- Developer: Spry Fox
- Series: Alphabear
- Platforms: iOS; Android;
- Release: September 4, 2018
- Genre: Puzzle

= Alphabear 2 =

2018 video game

Alphabear 2 (also known as Alphabear: Words Across Time) is a Scrabble-style video game that was released by Spry Fox in September 2018. It is the second edition of the game Alphabear, which itself draws on creative elements of one of their older releases, the 2010 game Panda Poet.

== Gameplay ==
The premise of Alphabear 2 is to make words out of the tiles on the board to reach as high of a score as possible. The board itself features different bears, and using tiles around them allows the bears to grow into the now empty space around them, thus making the score higher.
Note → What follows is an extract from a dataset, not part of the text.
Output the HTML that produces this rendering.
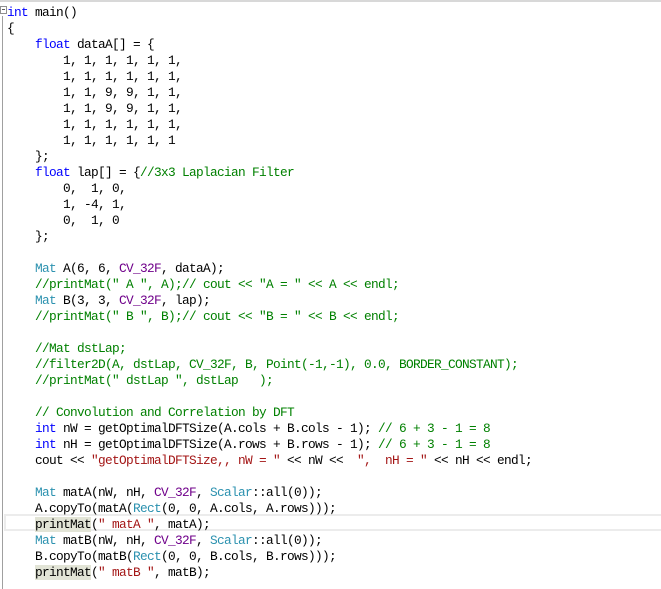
<!DOCTYPE html>
<html><head><meta charset="utf-8"><style>
html,body{margin:0;padding:0;background:#fff;width:661px;height:589px;overflow:hidden;position:relative}
#top{position:absolute;left:0;top:0;width:661px;height:2px;background:#d8d8d8}
#left{position:absolute;left:2px;top:16px;width:1px;height:573px;background:#a0a0a0}
#box{position:absolute;left:0;top:6px;width:5px;height:6px;border:1px solid #909090;background:#fff}
#box:after{content:"";position:absolute;left:1px;top:2px;width:3px;height:1px;background:#606060}
#cur{position:absolute;left:4px;top:514px;width:660px;height:13px;border:2px solid #ececec;border-right:none}
pre{position:absolute;left:7px;top:5px;margin:0;font-family:"Liberation Mono",monospace;font-size:12.8px;letter-spacing:-0.68px;line-height:16px;color:#000}
.k{color:#0000ff}.t{color:#2b91af}.m{color:#6f008a}.s{color:#a31515}.c{color:#008000}
.h{background:#e2e4d6}
</style></head><body>
<div id="top"></div><div id="left"></div><div id="box"></div><div id="cur"></div>
<pre><span class="k">int</span> main()
{
    <span class="k">float</span> dataA[] = {
        1, 1, 1, 1, 1, 1,
        1, 1, 1, 1, 1, 1,
        1, 1, 9, 9, 1, 1,
        1, 1, 9, 9, 1, 1,
        1, 1, 1, 1, 1, 1,
        1, 1, 1, 1, 1, 1
    };
    <span class="k">float</span> lap[] = {<span class="c">//3x3 Laplacian Filter</span>
        0,  1, 0,
        1, -4, 1,
        0,  1, 0
    };

    <span class="t">Mat</span> A(6, 6, <span class="m">CV_32F</span>, dataA);
    <span class="c">//printMat(" A ", A);// cout &lt;&lt; "A = " &lt;&lt; A &lt;&lt; endl;</span>
    <span class="t">Mat</span> B(3, 3, <span class="m">CV_32F</span>, lap);
    <span class="c">//printMat(" B ", B);// cout &lt;&lt; "B = " &lt;&lt; B &lt;&lt; endl;</span>

    <span class="c">//Mat dstLap;</span>
    <span class="c">//filter2D(A, dstLap, CV_32F, B, Point(-1,-1), 0.0, BORDER_CONSTANT);</span>
    <span class="c">//printMat(" dstLap ", dstLap   );</span>

    <span class="c">// Convolution and Correlation by DFT</span>
    <span class="k">int</span> nW = getOptimalDFTSize(A.cols + B.cols - 1); <span class="c">// 6 + 3 - 1 = 8</span>
    <span class="k">int</span> nH = getOptimalDFTSize(A.rows + B.rows - 1); <span class="c">// 6 + 3 - 1 = 8</span>
    cout &lt;&lt; <span class="s">"getOptimalDFTSize,, nW = "</span> &lt;&lt; nW &lt;&lt;  <span class="s">",  nH = "</span> &lt;&lt; nH &lt;&lt; endl;

    <span class="t">Mat</span> matA(nW, nH, <span class="m">CV_32F</span>, <span class="t">Scalar</span>::all(0));
    A.copyTo(matA(<span class="t">Rect</span>(0, 0, A.cols, A.rows)));
    <span class="h">printMat</span>(<span class="s">" matA "</span>, matA);
    <span class="t">Mat</span> matB(nW, nH, <span class="m">CV_32F</span>, <span class="t">Scalar</span>::all(0));
    B.copyTo(matB(<span class="t">Rect</span>(0, 0, B.cols, B.rows)));
    <span class="h">printMat</span>(<span class="s">" matB "</span>, matB);</pre>
</body></html>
Completing the levels unlocks more bears and further levels. To play any level, a game currency named 'honey' must be used. It regains at a certain rate while limiting the number of games that can be played successively. The player collects bears as the game progresses, all with their own skills and characteristics. Certain bears can give bonuses for using individual letters. The individual puzzles have 2 modes: regular and timed. This game, unlike Alphabear, has a storyline between the levels.

== Reception ==
Alphabear 2 received "generally favorable" reviews from critics, according to the review aggregation website Metacritic.